• GIVEN TASK
Find every line in the records below that contains the word "React", and copy each such line.

• MATERIAL
========================================

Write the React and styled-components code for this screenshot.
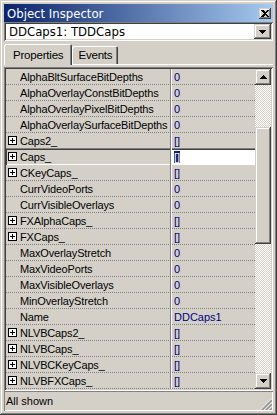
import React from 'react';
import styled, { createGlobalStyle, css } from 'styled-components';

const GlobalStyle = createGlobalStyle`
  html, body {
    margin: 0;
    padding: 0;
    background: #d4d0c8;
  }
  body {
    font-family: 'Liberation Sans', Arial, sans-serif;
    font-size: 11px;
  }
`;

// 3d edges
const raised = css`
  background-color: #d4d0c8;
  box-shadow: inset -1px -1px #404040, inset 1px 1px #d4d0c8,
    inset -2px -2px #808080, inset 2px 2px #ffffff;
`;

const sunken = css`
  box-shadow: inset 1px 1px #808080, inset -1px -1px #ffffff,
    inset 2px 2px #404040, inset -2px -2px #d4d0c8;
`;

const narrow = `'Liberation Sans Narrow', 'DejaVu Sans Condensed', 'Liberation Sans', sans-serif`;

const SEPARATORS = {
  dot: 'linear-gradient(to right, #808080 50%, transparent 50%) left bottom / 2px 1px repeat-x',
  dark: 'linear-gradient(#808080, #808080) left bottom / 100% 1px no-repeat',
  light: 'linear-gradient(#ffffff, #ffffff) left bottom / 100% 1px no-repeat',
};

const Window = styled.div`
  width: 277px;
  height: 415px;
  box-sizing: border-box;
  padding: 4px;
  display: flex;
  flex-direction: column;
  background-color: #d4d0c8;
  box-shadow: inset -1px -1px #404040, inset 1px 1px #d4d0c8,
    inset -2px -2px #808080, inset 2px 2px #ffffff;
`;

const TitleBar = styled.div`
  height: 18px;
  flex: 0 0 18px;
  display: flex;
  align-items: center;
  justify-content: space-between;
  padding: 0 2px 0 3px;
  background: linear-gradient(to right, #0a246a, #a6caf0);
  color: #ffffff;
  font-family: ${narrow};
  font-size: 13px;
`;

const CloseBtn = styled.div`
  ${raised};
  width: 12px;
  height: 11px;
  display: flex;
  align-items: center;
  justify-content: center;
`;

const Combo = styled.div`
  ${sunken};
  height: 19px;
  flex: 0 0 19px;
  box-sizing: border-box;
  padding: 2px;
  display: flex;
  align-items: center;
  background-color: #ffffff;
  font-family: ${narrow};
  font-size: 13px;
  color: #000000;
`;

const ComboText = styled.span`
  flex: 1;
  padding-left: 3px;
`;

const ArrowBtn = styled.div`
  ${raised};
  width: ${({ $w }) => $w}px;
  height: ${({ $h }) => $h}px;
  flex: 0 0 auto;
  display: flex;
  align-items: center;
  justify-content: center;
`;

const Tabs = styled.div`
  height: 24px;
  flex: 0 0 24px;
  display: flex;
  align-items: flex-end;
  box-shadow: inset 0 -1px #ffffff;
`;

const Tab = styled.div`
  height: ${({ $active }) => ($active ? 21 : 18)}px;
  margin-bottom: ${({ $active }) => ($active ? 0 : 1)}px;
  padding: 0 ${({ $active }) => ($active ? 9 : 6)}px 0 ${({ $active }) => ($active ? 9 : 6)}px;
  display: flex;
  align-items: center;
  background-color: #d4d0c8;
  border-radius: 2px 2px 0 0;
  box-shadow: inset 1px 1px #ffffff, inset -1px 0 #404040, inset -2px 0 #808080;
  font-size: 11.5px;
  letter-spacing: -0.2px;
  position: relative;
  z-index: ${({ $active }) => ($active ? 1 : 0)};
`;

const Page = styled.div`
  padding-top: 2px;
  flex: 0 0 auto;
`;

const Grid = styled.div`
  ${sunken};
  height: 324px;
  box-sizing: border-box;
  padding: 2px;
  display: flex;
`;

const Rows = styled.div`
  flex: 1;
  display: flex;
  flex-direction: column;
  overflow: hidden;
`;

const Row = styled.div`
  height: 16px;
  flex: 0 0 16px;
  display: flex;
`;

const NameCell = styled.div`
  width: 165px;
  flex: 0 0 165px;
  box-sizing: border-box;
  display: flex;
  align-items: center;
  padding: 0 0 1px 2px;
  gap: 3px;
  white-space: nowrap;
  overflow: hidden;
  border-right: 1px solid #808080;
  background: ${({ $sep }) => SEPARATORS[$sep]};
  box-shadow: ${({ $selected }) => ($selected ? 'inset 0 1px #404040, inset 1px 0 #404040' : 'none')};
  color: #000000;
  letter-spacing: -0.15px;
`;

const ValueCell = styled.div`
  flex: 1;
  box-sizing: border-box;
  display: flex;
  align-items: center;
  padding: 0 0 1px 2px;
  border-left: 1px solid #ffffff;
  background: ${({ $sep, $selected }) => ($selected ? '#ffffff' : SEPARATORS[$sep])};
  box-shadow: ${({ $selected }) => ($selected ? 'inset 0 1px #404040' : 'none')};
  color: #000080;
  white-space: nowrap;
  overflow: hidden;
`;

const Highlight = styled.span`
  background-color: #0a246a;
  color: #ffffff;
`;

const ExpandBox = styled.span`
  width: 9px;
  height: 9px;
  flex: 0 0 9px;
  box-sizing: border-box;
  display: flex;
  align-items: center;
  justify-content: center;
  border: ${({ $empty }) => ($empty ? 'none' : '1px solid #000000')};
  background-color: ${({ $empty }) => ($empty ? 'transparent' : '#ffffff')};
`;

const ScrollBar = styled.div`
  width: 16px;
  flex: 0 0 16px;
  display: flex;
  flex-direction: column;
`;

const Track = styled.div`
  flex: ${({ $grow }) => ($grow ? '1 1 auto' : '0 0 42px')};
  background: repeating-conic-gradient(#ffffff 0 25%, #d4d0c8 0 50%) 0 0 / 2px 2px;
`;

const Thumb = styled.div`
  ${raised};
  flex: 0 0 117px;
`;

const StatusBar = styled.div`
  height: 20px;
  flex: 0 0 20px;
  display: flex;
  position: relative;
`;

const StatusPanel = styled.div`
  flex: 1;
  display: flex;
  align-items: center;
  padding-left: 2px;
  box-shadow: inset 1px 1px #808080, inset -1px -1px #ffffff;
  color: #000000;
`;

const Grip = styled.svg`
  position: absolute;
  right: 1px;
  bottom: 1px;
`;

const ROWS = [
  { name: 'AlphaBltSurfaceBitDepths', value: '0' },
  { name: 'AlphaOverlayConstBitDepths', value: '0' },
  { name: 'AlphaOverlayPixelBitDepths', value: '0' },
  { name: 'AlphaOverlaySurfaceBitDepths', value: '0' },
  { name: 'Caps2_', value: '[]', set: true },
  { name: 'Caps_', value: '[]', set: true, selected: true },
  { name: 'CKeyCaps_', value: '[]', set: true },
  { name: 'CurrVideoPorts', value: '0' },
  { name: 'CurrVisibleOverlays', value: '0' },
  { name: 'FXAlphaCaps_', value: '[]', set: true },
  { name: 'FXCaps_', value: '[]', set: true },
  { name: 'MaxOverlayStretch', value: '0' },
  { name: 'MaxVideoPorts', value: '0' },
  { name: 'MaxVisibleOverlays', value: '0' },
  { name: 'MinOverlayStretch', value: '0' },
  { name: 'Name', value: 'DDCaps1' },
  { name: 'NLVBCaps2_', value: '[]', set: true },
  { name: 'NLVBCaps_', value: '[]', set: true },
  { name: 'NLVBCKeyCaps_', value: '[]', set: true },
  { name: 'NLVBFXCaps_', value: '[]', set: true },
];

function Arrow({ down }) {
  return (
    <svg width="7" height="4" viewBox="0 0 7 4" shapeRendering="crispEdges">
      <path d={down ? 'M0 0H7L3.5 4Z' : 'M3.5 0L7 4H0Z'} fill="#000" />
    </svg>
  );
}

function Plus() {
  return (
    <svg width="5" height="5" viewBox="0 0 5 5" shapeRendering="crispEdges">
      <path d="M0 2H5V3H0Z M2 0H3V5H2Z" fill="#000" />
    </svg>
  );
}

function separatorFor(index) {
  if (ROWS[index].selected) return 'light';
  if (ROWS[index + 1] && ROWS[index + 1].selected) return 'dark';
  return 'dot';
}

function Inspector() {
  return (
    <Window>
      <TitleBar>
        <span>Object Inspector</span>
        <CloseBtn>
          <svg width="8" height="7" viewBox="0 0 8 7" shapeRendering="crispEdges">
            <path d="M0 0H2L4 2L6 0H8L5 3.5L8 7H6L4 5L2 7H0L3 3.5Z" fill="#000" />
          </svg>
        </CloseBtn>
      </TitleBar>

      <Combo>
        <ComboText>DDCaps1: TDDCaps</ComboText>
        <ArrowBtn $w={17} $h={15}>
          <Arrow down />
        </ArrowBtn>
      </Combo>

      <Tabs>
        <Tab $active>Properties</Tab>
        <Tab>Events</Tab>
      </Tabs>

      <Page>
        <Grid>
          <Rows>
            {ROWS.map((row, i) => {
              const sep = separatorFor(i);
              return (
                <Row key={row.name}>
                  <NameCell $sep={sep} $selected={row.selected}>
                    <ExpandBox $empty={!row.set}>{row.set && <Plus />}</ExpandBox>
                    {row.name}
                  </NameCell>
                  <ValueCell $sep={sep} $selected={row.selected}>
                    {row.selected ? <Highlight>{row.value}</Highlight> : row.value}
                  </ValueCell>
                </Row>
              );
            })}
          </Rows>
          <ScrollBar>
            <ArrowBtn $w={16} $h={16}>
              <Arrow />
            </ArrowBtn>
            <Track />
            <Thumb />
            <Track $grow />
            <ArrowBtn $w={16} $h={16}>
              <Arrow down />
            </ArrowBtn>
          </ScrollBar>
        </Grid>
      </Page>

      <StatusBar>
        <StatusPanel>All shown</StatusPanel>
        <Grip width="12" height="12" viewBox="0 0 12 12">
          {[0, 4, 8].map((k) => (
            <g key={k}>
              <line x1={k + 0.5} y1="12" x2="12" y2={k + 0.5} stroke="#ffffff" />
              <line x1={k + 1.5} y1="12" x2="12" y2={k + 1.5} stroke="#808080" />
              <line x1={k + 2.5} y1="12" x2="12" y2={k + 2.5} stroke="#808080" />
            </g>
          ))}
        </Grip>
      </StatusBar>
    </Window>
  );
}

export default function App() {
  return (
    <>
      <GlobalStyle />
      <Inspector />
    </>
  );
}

========================================

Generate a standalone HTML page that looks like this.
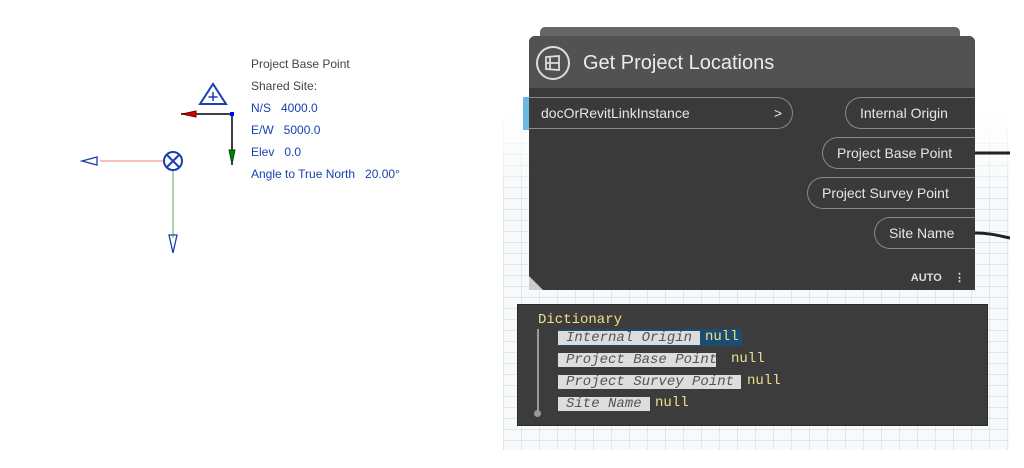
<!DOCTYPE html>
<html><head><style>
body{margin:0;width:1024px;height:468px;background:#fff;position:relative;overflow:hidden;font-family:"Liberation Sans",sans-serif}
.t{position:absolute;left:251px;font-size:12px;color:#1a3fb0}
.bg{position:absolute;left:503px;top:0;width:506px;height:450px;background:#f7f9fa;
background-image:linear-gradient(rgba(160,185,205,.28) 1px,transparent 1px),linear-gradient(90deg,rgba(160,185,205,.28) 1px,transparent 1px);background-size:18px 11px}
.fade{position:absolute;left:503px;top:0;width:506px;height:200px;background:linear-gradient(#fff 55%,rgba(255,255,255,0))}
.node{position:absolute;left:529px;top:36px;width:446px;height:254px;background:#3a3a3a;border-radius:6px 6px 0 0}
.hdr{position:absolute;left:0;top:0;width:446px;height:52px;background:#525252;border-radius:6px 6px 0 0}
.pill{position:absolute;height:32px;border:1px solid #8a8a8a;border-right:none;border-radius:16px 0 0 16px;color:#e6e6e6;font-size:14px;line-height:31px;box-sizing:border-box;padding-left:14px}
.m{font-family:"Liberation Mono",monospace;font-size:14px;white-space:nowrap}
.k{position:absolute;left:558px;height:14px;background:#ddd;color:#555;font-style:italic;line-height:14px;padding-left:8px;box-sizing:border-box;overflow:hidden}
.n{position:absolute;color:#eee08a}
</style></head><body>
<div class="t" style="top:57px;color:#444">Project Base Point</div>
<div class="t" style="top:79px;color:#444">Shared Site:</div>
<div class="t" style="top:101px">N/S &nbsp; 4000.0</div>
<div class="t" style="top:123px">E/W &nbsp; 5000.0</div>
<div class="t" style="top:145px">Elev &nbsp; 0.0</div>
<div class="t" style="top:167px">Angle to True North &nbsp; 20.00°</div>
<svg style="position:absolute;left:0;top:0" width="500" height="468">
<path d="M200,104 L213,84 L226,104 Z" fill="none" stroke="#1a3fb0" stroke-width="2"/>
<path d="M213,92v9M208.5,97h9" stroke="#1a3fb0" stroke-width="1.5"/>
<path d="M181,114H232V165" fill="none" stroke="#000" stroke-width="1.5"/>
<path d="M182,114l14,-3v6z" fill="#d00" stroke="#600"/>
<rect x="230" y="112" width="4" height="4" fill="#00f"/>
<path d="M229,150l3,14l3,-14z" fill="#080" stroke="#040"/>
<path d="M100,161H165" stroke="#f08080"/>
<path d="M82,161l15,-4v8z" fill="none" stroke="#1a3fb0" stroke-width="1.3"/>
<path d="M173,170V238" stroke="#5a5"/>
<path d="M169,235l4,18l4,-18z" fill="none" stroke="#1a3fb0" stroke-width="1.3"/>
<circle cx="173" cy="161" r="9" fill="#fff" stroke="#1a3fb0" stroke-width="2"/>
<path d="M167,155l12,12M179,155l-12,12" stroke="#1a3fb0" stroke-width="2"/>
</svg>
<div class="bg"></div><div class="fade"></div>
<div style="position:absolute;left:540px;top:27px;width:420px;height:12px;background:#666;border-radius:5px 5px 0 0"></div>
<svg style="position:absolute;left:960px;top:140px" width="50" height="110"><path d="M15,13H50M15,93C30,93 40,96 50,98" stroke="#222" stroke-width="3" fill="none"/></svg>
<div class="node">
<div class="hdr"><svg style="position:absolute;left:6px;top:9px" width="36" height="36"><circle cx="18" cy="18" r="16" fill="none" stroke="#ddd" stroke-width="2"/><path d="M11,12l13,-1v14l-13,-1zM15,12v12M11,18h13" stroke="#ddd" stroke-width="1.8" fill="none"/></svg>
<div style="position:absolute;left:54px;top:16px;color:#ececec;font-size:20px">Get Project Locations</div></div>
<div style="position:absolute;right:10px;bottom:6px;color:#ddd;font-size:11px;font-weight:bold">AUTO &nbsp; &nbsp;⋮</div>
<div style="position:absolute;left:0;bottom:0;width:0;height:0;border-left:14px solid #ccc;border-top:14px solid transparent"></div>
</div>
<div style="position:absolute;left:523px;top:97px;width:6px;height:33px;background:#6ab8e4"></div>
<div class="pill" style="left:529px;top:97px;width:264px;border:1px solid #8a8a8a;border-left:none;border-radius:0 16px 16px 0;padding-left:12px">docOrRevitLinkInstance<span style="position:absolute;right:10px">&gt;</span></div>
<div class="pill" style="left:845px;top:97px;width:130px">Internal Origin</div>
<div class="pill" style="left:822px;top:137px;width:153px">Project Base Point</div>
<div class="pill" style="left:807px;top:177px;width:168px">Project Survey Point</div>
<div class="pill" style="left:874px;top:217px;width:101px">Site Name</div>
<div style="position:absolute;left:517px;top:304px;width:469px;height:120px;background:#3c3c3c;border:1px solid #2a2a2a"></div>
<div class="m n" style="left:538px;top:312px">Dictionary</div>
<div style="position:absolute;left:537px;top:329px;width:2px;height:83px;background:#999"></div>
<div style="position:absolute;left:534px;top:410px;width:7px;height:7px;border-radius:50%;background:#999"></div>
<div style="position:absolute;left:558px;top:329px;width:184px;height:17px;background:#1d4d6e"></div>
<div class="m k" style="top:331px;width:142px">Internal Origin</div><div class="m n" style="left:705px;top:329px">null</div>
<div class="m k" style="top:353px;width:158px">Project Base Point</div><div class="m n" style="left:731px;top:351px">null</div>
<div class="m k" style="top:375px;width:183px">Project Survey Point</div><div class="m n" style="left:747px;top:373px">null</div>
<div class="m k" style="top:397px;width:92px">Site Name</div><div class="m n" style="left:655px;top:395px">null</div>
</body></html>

========================================

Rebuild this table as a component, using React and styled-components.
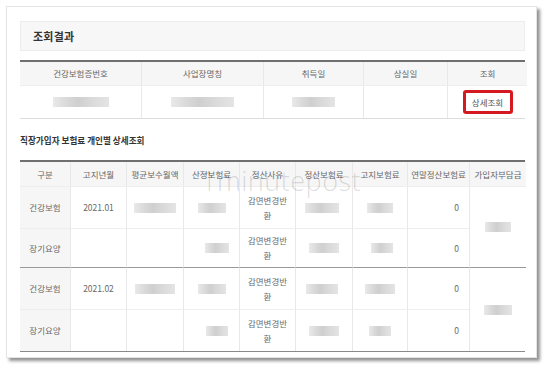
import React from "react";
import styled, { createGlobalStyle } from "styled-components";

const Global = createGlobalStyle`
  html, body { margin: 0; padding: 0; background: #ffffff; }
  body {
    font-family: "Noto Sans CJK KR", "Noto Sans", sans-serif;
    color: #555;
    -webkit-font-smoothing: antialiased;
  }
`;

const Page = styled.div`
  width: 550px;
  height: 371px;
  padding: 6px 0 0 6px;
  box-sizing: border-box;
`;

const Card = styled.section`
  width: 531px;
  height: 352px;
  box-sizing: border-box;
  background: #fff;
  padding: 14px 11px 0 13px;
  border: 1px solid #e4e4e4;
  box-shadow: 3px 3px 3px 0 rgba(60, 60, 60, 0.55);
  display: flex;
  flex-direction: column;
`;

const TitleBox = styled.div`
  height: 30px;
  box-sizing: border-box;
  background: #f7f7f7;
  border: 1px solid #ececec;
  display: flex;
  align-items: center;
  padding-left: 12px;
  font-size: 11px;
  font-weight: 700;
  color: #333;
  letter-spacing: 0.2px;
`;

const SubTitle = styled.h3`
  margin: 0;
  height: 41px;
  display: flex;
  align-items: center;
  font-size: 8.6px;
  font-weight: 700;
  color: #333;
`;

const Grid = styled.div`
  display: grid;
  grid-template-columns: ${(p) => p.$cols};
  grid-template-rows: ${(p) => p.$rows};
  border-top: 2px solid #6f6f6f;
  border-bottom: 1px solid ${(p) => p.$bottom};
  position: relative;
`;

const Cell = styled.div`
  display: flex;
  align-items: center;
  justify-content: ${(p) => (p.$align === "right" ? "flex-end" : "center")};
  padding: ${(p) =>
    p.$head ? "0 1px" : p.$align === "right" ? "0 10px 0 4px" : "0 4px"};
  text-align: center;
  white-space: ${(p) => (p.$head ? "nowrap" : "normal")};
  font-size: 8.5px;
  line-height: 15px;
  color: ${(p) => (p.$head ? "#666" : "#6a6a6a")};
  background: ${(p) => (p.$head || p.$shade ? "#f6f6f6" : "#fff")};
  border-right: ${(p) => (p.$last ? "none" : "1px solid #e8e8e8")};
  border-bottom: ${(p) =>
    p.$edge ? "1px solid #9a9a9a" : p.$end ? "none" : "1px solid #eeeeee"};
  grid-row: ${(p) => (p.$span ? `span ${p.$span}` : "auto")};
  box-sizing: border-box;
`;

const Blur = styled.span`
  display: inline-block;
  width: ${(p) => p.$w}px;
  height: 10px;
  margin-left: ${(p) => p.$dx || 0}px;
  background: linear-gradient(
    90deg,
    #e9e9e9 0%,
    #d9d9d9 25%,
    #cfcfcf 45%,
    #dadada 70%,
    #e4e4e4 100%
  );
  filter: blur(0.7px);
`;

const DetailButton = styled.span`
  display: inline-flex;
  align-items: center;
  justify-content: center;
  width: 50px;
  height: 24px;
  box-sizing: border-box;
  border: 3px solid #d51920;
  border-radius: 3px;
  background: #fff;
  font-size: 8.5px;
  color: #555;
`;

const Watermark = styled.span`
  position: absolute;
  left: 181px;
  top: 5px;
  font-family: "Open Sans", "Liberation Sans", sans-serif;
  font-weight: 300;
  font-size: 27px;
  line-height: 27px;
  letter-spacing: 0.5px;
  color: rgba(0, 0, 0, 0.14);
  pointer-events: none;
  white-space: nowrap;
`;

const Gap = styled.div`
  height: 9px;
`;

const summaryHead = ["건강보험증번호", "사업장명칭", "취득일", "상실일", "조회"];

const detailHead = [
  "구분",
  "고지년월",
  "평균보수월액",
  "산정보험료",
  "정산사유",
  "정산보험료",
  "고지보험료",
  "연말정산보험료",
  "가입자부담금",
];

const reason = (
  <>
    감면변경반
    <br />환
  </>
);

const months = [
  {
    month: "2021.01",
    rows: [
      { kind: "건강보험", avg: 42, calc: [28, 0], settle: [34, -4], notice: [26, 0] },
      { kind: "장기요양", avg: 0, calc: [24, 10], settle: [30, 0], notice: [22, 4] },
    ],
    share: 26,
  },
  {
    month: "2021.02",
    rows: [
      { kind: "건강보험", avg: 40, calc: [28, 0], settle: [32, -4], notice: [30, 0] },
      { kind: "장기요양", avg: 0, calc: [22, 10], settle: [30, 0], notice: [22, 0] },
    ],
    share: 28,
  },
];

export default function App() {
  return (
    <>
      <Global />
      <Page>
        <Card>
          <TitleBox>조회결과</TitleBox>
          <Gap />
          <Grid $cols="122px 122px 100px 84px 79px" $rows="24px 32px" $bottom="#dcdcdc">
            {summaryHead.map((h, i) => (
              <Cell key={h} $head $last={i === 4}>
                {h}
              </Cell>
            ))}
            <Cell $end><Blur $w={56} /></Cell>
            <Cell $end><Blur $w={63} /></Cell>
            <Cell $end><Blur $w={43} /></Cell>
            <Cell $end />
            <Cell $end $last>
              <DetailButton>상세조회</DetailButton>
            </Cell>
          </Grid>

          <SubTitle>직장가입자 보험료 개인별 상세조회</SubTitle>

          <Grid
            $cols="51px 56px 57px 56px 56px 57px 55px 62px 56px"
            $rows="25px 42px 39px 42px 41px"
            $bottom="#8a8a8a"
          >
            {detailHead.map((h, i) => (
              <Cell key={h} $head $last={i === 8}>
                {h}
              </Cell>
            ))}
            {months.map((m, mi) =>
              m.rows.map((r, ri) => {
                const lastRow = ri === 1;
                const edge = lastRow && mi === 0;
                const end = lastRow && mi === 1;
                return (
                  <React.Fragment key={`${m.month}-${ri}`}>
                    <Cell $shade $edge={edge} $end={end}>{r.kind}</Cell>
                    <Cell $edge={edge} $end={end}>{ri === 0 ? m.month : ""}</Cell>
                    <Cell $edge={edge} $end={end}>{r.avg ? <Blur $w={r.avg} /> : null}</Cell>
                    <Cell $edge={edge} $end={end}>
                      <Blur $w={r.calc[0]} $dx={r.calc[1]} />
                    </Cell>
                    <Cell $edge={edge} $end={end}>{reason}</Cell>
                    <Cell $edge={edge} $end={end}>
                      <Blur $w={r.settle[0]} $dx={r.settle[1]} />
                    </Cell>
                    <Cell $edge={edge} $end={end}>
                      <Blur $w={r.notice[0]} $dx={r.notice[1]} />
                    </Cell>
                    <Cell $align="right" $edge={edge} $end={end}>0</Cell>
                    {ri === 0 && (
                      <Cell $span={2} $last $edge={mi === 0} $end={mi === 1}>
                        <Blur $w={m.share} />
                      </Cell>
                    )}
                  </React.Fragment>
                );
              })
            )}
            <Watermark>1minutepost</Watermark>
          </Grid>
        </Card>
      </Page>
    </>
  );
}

========================================

• THE ANSWER
Write the React and styled-components code for this screenshot.
import React from 'react';
Rebuild this table as a component, using React and styled-components.
import React from "react";
                  <React.Fragment key={`${m.month}-${ri}`}>
                  </React.Fragment>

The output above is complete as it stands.